• **RECORD EXTRACTS**:
● ● ● ● ●

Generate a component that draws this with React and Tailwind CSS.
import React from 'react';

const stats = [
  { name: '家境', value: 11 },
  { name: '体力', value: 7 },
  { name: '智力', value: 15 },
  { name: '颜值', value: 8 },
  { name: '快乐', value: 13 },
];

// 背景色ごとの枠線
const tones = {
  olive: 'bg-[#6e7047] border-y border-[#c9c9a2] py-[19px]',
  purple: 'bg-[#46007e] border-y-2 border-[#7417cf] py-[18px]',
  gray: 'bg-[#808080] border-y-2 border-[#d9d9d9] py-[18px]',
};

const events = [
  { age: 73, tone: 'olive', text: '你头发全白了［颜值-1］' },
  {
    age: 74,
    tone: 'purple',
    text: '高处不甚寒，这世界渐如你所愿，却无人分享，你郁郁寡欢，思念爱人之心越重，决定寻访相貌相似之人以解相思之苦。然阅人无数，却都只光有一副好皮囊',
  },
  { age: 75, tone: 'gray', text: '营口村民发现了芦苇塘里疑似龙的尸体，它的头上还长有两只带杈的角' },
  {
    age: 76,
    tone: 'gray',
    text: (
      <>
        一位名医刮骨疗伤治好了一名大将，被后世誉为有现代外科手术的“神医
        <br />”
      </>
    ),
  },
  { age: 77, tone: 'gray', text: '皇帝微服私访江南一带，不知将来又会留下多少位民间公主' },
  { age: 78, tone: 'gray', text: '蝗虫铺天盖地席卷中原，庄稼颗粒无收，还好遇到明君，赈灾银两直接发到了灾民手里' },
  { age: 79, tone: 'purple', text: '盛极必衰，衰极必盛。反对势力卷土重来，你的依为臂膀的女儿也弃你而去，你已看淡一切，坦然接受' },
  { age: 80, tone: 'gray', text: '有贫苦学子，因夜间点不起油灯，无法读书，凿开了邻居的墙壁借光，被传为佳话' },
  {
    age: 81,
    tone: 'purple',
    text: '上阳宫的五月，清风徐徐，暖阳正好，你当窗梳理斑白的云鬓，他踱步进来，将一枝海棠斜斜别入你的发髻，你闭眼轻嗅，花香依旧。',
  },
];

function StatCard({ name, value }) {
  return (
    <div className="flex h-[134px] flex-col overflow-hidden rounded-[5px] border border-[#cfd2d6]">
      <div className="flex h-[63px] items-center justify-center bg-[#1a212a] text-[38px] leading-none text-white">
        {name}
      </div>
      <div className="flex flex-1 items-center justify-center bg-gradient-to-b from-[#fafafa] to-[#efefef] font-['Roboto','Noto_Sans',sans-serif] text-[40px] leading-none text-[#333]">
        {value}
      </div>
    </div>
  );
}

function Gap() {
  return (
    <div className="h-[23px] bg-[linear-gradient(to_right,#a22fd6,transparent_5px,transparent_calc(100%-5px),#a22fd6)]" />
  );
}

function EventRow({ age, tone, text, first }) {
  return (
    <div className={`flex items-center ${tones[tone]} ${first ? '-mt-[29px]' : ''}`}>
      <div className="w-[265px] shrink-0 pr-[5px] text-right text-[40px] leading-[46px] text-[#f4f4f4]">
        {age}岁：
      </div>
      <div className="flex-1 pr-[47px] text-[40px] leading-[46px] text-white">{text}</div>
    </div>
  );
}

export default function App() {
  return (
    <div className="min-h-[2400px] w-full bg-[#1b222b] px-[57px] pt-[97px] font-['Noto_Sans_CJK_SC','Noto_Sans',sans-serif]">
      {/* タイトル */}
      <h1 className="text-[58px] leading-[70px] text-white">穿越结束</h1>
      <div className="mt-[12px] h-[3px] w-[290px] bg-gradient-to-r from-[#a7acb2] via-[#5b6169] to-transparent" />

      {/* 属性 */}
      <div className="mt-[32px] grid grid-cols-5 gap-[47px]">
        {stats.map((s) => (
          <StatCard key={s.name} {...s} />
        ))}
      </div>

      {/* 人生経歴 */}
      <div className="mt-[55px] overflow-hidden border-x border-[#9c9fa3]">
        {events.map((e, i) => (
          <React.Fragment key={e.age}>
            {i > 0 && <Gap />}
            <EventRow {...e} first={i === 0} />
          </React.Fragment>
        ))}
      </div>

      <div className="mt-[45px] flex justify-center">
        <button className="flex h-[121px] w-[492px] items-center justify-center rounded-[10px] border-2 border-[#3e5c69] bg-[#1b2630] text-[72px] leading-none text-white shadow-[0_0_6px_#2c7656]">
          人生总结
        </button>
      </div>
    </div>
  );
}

● ● ● ● ●

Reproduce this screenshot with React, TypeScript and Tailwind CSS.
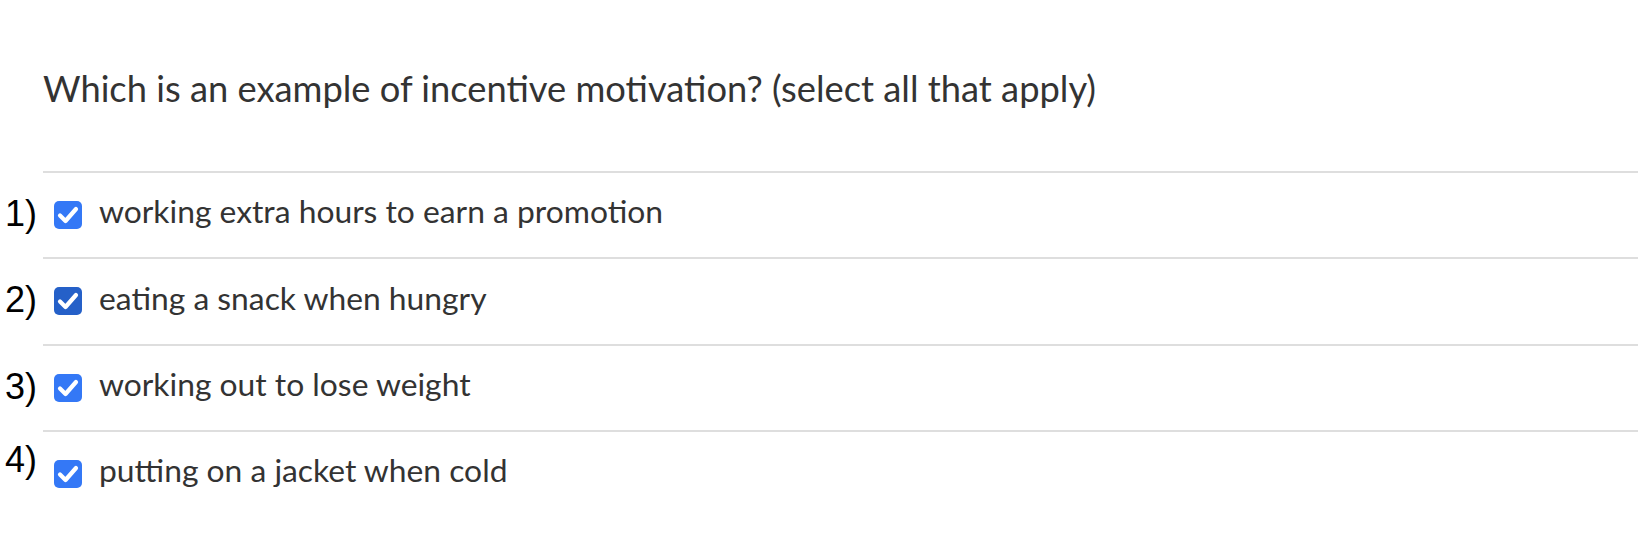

● ● ● ● ●

• **GIVEN EXERCISE**:
Find the word "React" in the material, then list each line that holds it.

• **THE REPLY**:
Generate a component that draws this with React and Tailwind CSS.
import React from 'react';
          <React.Fragment key={e.age}>
          </React.Fragment>
Reproduce this screenshot with React, TypeScript and Tailwind CSS.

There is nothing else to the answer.